**Exercise task**
Work out how many lines in the listing below include the word "components"; answer with the number alone.

**Items**

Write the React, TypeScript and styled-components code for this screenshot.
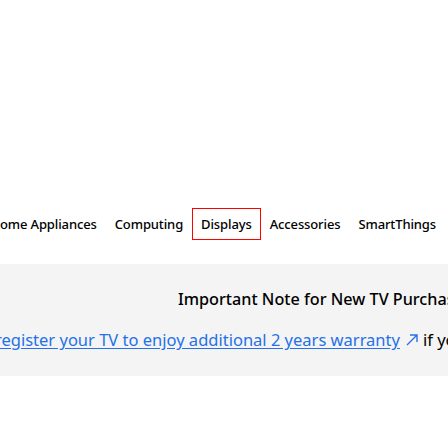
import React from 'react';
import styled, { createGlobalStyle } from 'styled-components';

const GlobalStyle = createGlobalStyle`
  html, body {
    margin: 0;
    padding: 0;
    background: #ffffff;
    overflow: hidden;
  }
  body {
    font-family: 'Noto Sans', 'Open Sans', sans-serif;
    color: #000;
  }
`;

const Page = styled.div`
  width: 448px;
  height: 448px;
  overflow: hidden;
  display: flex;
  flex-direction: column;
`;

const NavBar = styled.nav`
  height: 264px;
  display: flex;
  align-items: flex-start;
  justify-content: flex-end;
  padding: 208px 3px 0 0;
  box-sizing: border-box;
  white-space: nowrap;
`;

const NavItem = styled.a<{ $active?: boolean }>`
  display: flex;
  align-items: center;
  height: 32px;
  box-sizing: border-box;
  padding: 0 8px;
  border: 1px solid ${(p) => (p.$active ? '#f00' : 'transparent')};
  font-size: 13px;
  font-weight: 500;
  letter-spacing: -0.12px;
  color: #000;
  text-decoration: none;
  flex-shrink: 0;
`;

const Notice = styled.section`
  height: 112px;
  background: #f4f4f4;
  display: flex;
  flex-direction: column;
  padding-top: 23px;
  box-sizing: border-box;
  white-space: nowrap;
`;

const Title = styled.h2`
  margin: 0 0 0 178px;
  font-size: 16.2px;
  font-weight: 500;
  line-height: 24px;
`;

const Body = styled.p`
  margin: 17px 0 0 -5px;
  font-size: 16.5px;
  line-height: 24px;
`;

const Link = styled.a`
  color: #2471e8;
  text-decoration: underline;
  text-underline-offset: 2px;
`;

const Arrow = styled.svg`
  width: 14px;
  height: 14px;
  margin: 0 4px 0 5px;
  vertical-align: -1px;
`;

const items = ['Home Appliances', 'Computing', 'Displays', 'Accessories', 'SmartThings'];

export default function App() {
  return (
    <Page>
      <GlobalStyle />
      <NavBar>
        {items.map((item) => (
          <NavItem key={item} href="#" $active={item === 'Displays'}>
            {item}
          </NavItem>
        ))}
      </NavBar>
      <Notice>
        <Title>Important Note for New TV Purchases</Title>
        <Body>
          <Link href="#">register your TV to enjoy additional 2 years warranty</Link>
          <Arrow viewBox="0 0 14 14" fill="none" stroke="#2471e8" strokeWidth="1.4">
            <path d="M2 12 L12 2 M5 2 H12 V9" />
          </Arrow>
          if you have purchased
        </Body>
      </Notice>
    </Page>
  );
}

--

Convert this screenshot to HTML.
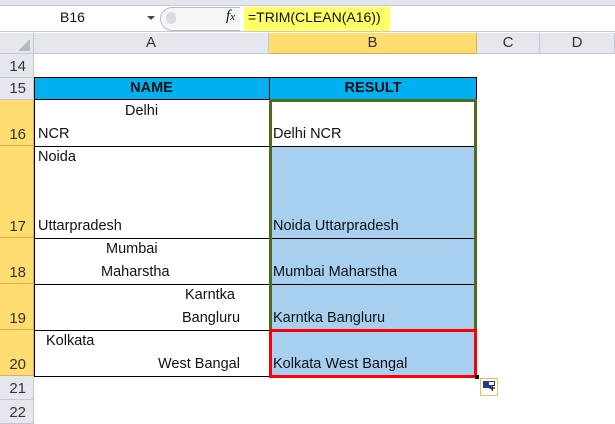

**Answer to this task**
2